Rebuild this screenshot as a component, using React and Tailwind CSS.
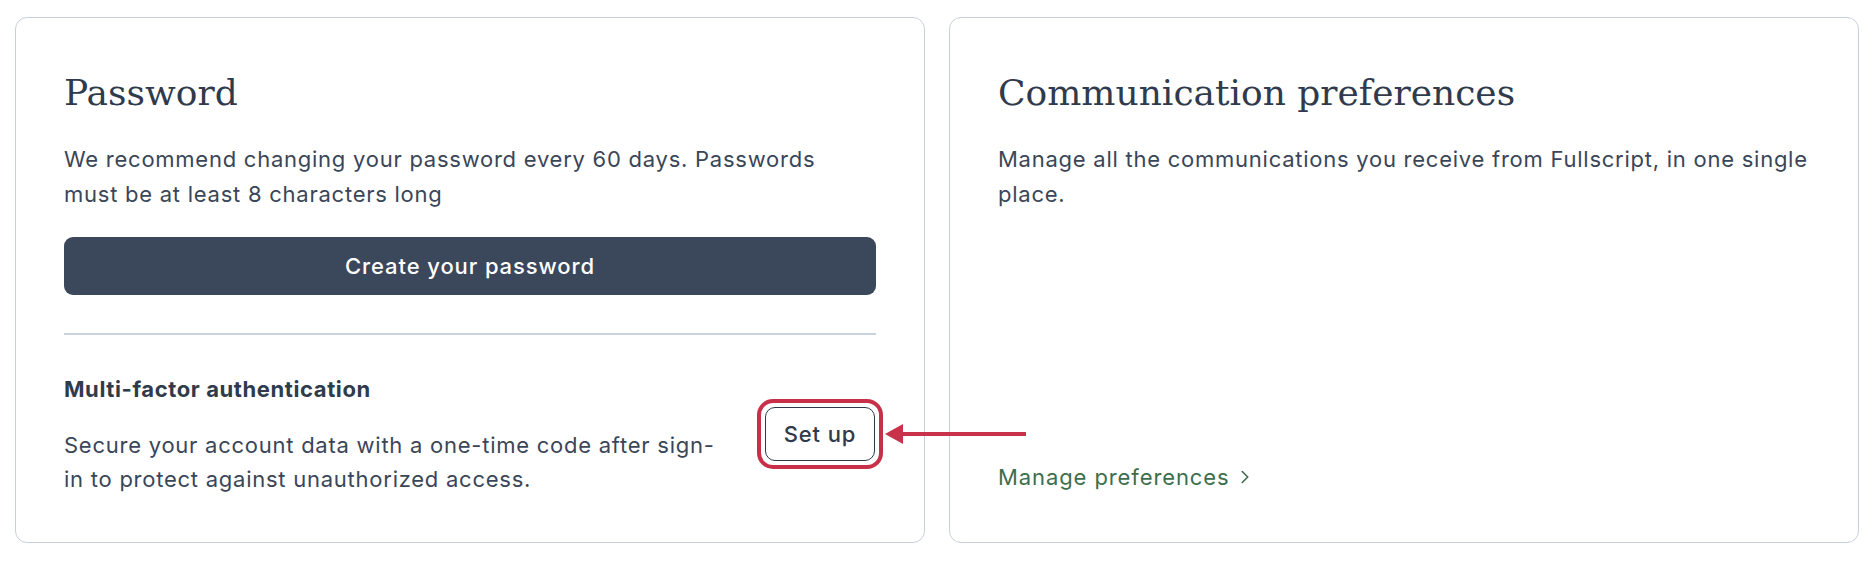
import { ChevronRight } from 'lucide-react';

const serif = "font-['DejaVu_Serif',serif]";

function Arrow() {
  return (
    <svg
      className="absolute left-[calc(100%+6px)] top-1/2 z-10 -translate-y-1/2"
      width="141"
      height="20"
      viewBox="0 0 141 20"
    >
      <polygon points="0,10 18,0 18,20" fill="#c8334b" />
      <rect x="17" y="8" width="124" height="4" fill="#c8334b" />
    </svg>
  );
}

export default function App() {
  return (
    <div className="min-h-screen bg-white px-[15px] pt-[17px] font-['Inter',sans-serif] text-[#3a4658] tracking-[0.75px]">
      <div className="grid grid-cols-2 gap-6">
        {/* password card */}
        <section className="relative rounded-[12px] border border-[#c6d0dd] bg-white px-[48px] pt-[53px] pb-[45px]">
          <h2 className={`${serif} text-[36px] leading-[44px] tracking-normal text-[#2f3b4c]`}>Password</h2>
          <p className="mt-[27px] text-[22px] leading-[34.5px]">
            We recommend changing your password every 60 days. Passwords must be at least 8 characters long
          </p>
          <button type="button" className="mt-[26px] flex h-[58px] w-full items-center justify-center rounded-[9px] bg-[#3b475a] text-[22px] font-medium tracking-[0.9px] text-white">
            Create your password
          </button>
          <div className="mt-[38px] h-[2px] bg-[#c9d2de]" />

          <div className="mt-[37px] flex items-center justify-between">
            <div className="w-[660px]">
              <h3 className="text-[22px] font-bold leading-[34.5px] tracking-[0.6px] text-[#2f3b4c]">Multi-factor authentication</h3>
              <p className="mt-[21px] text-[22px] leading-[34.5px]">
                Secure your account data with a one-time code after sign-in to protect against unauthorized access.
              </p>
            </div>
            <div className="relative -mr-[7px] rounded-[16px] border-4 border-[#c8304a] p-[4px]">
              <button type="button" className="flex h-[54px] w-[110px] items-center justify-center rounded-[10px] border border-[#2d3848] text-[22px] font-medium tracking-[0.9px] text-[#2f3b4c]">
                Set up
              </button>
              <Arrow />
            </div>
          </div>
        </section>

        {/* communication card */}
        <section className="flex flex-col rounded-[12px] border border-[#c6d0dd] bg-white px-[48px] pt-[53px] pb-[47px]">
          <h2 className={`${serif} text-[36px] leading-[44px] tracking-normal text-[#2f3b4c]`}>Communication preferences</h2>
          <p className="mt-[27px] text-[22px] leading-[34.5px]">
            Manage all the communications you receive from Fullscript, in one single place.
          </p>
          <a href="#" className="mt-auto flex items-center gap-[4px] text-[22px] leading-[34.5px] tracking-[0.9px] text-[#3d6e4c]">
            Manage preferences
            <ChevronRight size={22} strokeWidth={1.75} />
          </a>
        </section>
      </div>
    </div>
  );
}
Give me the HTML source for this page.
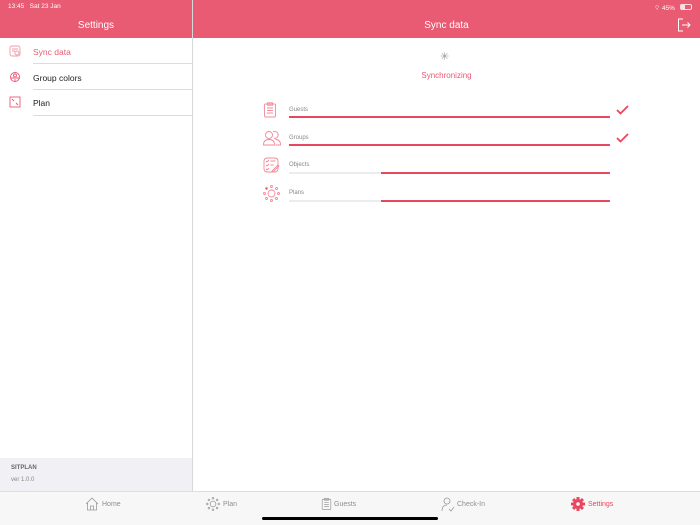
<!DOCTYPE html>
<html><head><style>
*{margin:0;padding:0;box-sizing:border-box}
body{width:700px;height:525px;position:relative;overflow:hidden;font-family:"Liberation Sans",sans-serif;background:#fff}
.a{position:absolute}
.hdr{left:0;top:0;width:700px;height:38px;background:#e95a73}
.t{color:#fff;font-size:10px}
.sep{height:1px;background:#dcdcdc}
.lbl{font-size:8.5px;color:#222}
.bar{height:2px;background:#e8475f}
.gbar{height:2px;background:#ececf0}
.pl{font-size:6px;color:#888}
.tab{font-size:7px;color:#8e8e93}
</style></head><body>
<div class="a hdr"></div>
<div class="a" style="left:192px;top:0;width:1px;height:491px;background:#d8d8d8"></div>
<div class="a t" style="left:8px;top:3px;font-size:6.5px">13:45&nbsp;&nbsp; Sat 23 Jan</div>
<div class="a t" style="left:654px;top:3px;font-size:6.5px">⌔ 45%</div>
<div class="a" style="left:680px;top:4px;width:12px;height:6px;border:1px solid #fff;border-radius:2px;opacity:.8"><div style="width:4px;height:4px;background:#fff"></div></div>
<div class="a t" style="left:0;width:192px;top:20px;text-align:center;font-size:10px">Settings</div>
<div class="a t" style="left:193px;width:507px;top:20px;text-align:center;font-size:10px">Sync data</div>
<svg class="a" style="left:677px;top:18px" width="14" height="14" viewBox="0 0 14 14" fill="none" stroke="#fff" stroke-width="1"><path d="M6 1H1.5v12H6M5 7h8M10.5 4.5L13 7l-2.5 2.5"/></svg>

<svg class="a" style="left:9px;top:45px" width="12" height="12" viewBox="0 0 12 12" fill="none" stroke="#f19aa8" stroke-width="0.9"><rect x="1" y="1" width="10" height="10" rx="2"/><path d="M3 4h6M3 6h3"/><circle cx="8" cy="8" r="2"/></svg>
<div class="a lbl" style="left:33px;top:47px;color:#e95a73">Sync data</div>
<div class="a sep" style="left:33px;top:63px;width:159px"></div>
<svg class="a" style="left:9px;top:71px" width="12" height="12" viewBox="0 0 12 12" fill="none" stroke="#e95a73" stroke-width="0.9"><circle cx="6" cy="6" r="4.5"/><circle cx="6" cy="4.5" r="1.5"/><path d="M2 7l3 0M10 7l-3 0M6 6v4"/></svg>
<div class="a lbl" style="left:33px;top:73px">Group colors</div>
<div class="a sep" style="left:33px;top:89px;width:159px"></div>
<svg class="a" style="left:9px;top:96px" width="12" height="12" viewBox="0 0 12 12" fill="none" stroke="#e95a73" stroke-width="0.9"><rect x="1" y="1" width="10" height="10"/><path d="M3 3l2 2M9 9l-2-2"/></svg>
<div class="a lbl" style="left:33px;top:98px">Plan</div>
<div class="a sep" style="left:33px;top:115px;width:159px"></div>

<div class="a" style="left:0;top:458px;width:192px;height:33px;background:#f1f1f5"></div>
<div class="a" style="left:11px;top:465px;font-size:6px;color:#666;font-weight:bold">SITPLAN</div>
<div class="a" style="left:11px;top:477px;font-size:6px;color:#888">ver 1.0.0</div>

<div class="a" style="left:440px;top:50px;color:#999;font-size:11px">✳</div>
<div class="a" style="left:193px;width:507px;top:71px;text-align:center;font-size:8px;color:#e95a73">Synchronizing</div>

<svg class="a" style="left:263px;top:102px" width="14" height="16" viewBox="0 0 14 16" fill="none" stroke="#f08a9c" stroke-width="0.9"><rect x="1.5" y="2" width="11" height="13" rx="1"/><rect x="4.5" y="0.8" width="5" height="2.4"/><path d="M4 6h6M4 8.5h6M4 11h6"/></svg>
<div class="a pl" style="left:289px;top:107px">Guests</div>
<div class="a bar" style="left:289px;top:116px;width:321px"></div>
<svg class="a" style="left:616px;top:105px" width="13" height="10" viewBox="0 0 13 10" fill="none" stroke="#e8475f" stroke-width="1.8"><path d="M1 5l3.5 3.5L12 1"/></svg>

<svg class="a" style="left:263px;top:130px" width="18" height="16" viewBox="0 0 18 16" fill="none" stroke="#f08a9c" stroke-width="0.9"><circle cx="6" cy="5" r="3.5"/><path d="M0.5 15c0-4 2.5-5.5 5.5-5.5s5.5 1.5 5.5 5.5z"/><path d="M10 1.8a3.5 3.5 0 1 1 1 6.5M12.5 9.5c3 0 5 1.5 5 5.5h-5"/></svg>
<div class="a pl" style="left:289px;top:135px">Groups</div>
<div class="a bar" style="left:289px;top:144px;width:321px"></div>
<svg class="a" style="left:616px;top:133px" width="13" height="10" viewBox="0 0 13 10" fill="none" stroke="#e8475f" stroke-width="1.8"><path d="M1 5l3.5 3.5L12 1"/></svg>

<svg class="a" style="left:263px;top:157px" width="17" height="16" viewBox="0 0 17 16" fill="none" stroke="#f08a9c" stroke-width="0.9"><rect x="1" y="1" width="14" height="14" rx="3"/><path d="M3 4l1 1 2-2M3 8l1 1 2-2M3 12l1 1 2-2M7.5 4h5M7.5 8h3M9 14l6-6 1 1-6 6z"/></svg>
<div class="a pl" style="left:289px;top:162px">Objects</div>
<div class="a gbar" style="left:289px;top:172px;width:92px"></div>
<div class="a bar" style="left:381px;top:172px;width:229px"></div>

<svg class="a" style="left:263px;top:185px" width="17" height="17" viewBox="0 0 17 17" fill="none" stroke="#f08a9c" stroke-width="0.9"><circle cx="8.5" cy="8.5" r="3.5"/><circle cx="8.5" cy="1.5" r="1"/><circle cx="8.5" cy="15.5" r="1"/><circle cx="1.5" cy="8.5" r="1"/><circle cx="15.5" cy="8.5" r="1"/><circle cx="3.5" cy="3.5" r="1" fill="#e8475f"/><circle cx="13.5" cy="3.5" r="1"/><circle cx="3.5" cy="13.5" r="1"/><circle cx="13.5" cy="13.5" r="1"/></svg>
<div class="a pl" style="left:289px;top:190px">Plans</div>
<div class="a gbar" style="left:289px;top:200px;width:92px"></div>
<div class="a bar" style="left:381px;top:200px;width:229px"></div>

<div class="a" style="left:0;top:491px;width:700px;height:34px;background:#f7f7f7;border-top:1px solid #dedede"></div>
<svg class="a" style="left:85px;top:497px" width="14" height="14" viewBox="0 0 14 14" fill="none" stroke="#999" stroke-width="0.8"><path d="M1 7L7 1l6 6M2.5 5.5V13h9V5.5M5.5 13V9h3v4"/></svg>
<div class="a tab" style="left:102px;top:501px">Home</div>
<svg class="a" style="left:206px;top:497px" width="14" height="14" viewBox="0 0 17 17" fill="none" stroke="#999" stroke-width="0.9"><circle cx="8.5" cy="8.5" r="3.5"/><circle cx="8.5" cy="1.5" r="1"/><circle cx="8.5" cy="15.5" r="1"/><circle cx="1.5" cy="8.5" r="1"/><circle cx="15.5" cy="8.5" r="1"/><circle cx="3.5" cy="3.5" r="1"/><circle cx="13.5" cy="3.5" r="1"/><circle cx="3.5" cy="13.5" r="1"/><circle cx="13.5" cy="13.5" r="1"/></svg>
<div class="a tab" style="left:223px;top:501px">Plan</div>
<svg class="a" style="left:321px;top:497px" width="11" height="14" viewBox="0 0 14 16" fill="none" stroke="#999" stroke-width="0.9"><rect x="1.5" y="2" width="11" height="13" rx="1"/><rect x="4.5" y="0.8" width="5" height="2.4"/><path d="M4 6h6M4 8.5h6M4 11h6"/></svg>
<div class="a tab" style="left:334px;top:501px">Guests</div>
<svg class="a" style="left:441px;top:497px" width="14" height="15" viewBox="0 0 14 15" fill="none" stroke="#999" stroke-width="0.8"><circle cx="6" cy="4" r="3"/><path d="M1 14c0-4 2-6 5-6M8 12l2 2 3-4"/></svg>
<div class="a tab" style="left:457px;top:501px">Check-In</div>
<svg class="a" style="left:571px;top:497px" width="14" height="14" viewBox="0 0 14 14"><g fill="#e8475f"><circle cx="7" cy="7" r="5"/><rect x="5.5" y="0" width="3" height="14"/><rect x="0" y="5.5" width="14" height="3"/><rect x="5.5" y="0" width="3" height="14" transform="rotate(45 7 7)"/><rect x="5.5" y="0" width="3" height="14" transform="rotate(-45 7 7)"/></g><circle cx="7" cy="7" r="1.8" fill="#f7f7f7"/></svg>
<div class="a tab" style="left:588px;top:501px;color:#e8475f">Settings</div>
<div class="a" style="left:262px;top:517px;width:176px;height:3px;border-radius:2px;background:#000"></div>
</body></html>
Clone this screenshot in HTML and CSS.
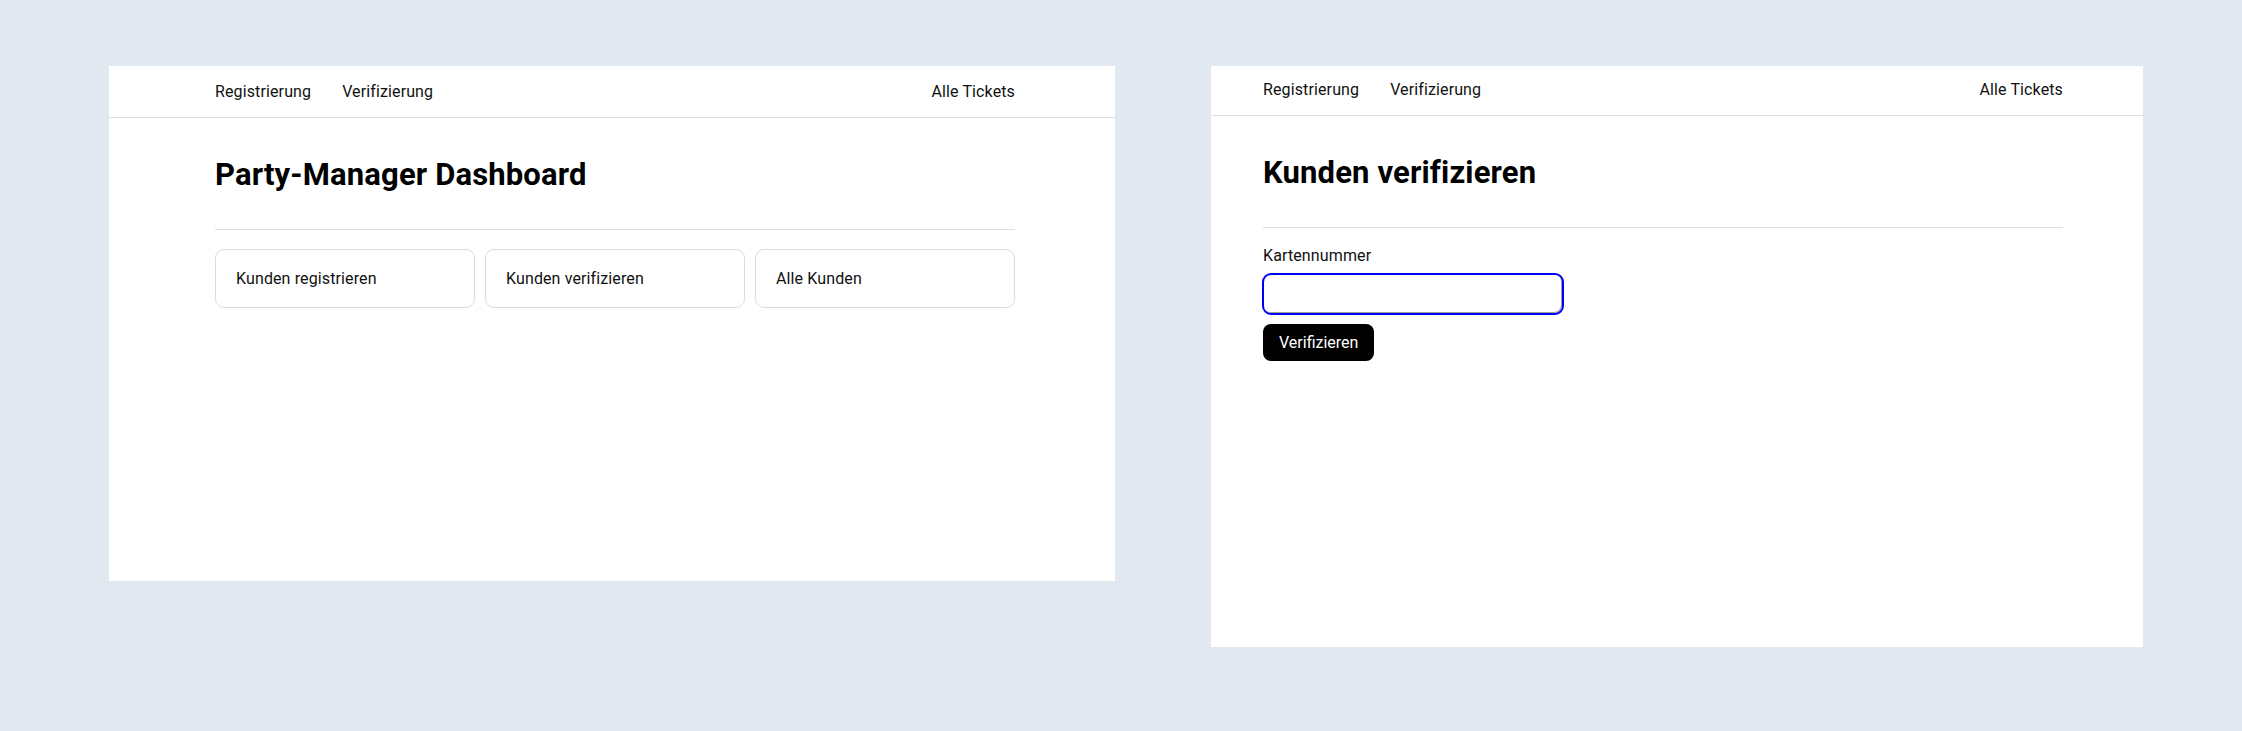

-=-=-

### What the task requires
Extract all lines containing the word "this".

### Complete answer
Rebuild this screenshot as a component, using React and Tailwind CSS.
Give me the HTML source for this page.
Clone this screenshot in HTML and CSS.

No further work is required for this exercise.